*Dataset content*
+++

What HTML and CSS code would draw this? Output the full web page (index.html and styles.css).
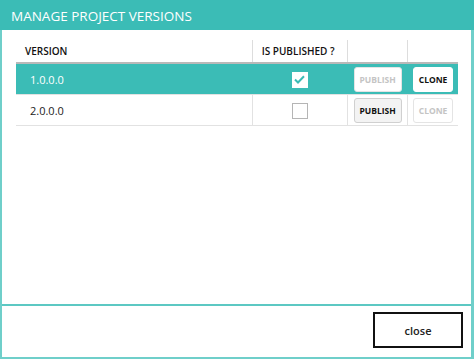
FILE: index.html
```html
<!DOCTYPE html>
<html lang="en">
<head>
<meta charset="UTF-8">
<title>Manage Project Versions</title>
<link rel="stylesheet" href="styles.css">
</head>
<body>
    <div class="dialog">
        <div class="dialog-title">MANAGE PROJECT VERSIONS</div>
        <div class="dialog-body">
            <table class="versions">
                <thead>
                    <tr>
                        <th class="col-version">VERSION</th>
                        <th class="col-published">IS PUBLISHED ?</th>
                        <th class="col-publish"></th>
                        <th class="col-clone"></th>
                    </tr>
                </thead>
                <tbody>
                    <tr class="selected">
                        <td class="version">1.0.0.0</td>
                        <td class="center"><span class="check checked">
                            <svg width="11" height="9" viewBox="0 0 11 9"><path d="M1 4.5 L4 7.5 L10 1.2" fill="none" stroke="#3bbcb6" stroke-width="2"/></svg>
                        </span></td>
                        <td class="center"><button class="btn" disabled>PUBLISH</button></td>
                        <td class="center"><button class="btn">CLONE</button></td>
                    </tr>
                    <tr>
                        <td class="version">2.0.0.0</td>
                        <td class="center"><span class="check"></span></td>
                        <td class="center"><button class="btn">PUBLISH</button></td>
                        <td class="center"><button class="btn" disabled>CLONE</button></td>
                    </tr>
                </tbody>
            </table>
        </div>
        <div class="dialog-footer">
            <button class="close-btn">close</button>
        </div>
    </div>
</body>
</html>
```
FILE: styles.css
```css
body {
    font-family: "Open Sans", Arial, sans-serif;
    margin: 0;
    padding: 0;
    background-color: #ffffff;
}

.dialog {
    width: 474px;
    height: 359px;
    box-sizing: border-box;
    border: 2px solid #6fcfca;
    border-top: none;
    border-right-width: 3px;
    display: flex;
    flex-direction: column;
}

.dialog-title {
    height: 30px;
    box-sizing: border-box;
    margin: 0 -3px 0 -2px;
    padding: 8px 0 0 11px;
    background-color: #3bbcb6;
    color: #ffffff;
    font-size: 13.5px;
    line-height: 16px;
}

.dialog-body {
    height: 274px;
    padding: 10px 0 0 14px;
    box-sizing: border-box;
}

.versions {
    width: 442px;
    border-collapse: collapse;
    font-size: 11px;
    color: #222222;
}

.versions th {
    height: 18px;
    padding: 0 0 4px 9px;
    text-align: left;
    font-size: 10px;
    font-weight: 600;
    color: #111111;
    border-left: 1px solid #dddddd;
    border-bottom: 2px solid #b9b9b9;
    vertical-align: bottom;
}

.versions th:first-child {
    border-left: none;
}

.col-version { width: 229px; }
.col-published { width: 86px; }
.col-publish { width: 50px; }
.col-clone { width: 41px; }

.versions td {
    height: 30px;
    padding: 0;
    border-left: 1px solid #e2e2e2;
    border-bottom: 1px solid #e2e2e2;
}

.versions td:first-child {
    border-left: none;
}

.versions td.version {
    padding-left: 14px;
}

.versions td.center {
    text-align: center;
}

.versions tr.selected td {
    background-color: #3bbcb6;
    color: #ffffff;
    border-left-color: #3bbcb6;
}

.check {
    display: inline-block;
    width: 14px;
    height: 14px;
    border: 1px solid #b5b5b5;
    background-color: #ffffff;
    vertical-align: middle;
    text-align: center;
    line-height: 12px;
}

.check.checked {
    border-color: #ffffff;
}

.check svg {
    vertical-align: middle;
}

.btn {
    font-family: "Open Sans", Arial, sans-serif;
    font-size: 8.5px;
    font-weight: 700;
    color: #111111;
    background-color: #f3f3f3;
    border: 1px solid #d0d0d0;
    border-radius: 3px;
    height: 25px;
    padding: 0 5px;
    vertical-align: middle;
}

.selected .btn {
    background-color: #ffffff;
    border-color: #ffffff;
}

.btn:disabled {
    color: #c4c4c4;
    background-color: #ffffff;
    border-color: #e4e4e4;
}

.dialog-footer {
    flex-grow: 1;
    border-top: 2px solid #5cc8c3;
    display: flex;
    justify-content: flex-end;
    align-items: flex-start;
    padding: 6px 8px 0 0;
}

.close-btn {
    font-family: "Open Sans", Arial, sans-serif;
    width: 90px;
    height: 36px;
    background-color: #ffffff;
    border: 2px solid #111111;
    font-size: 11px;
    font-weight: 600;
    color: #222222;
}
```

+++

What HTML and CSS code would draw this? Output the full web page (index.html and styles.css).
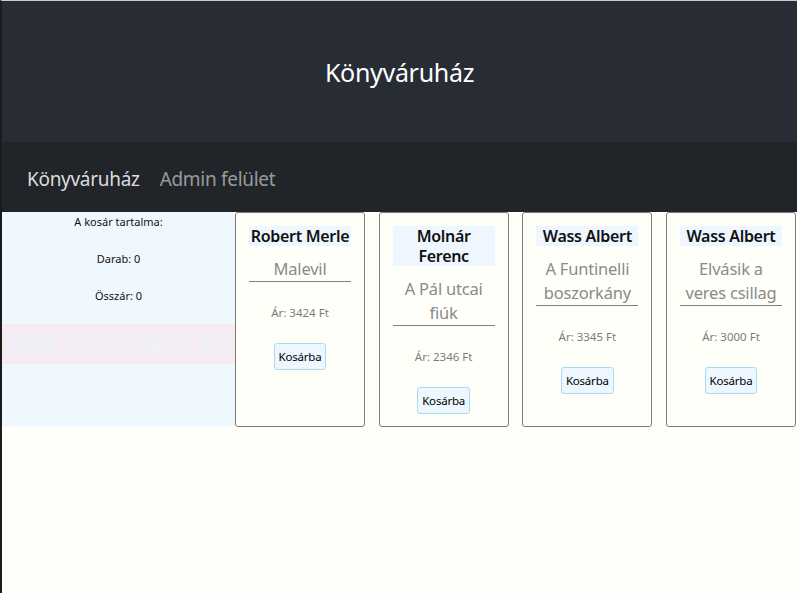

+++

Copy every line of the listing that contains the word "styles".

What HTML and CSS code would draw this? Output the full web page (index.html and styles.css).
<link rel="stylesheet" href="styles.css">
FILE: styles.css
What HTML and CSS code would draw this? Output the full web page (index.html and styles.css).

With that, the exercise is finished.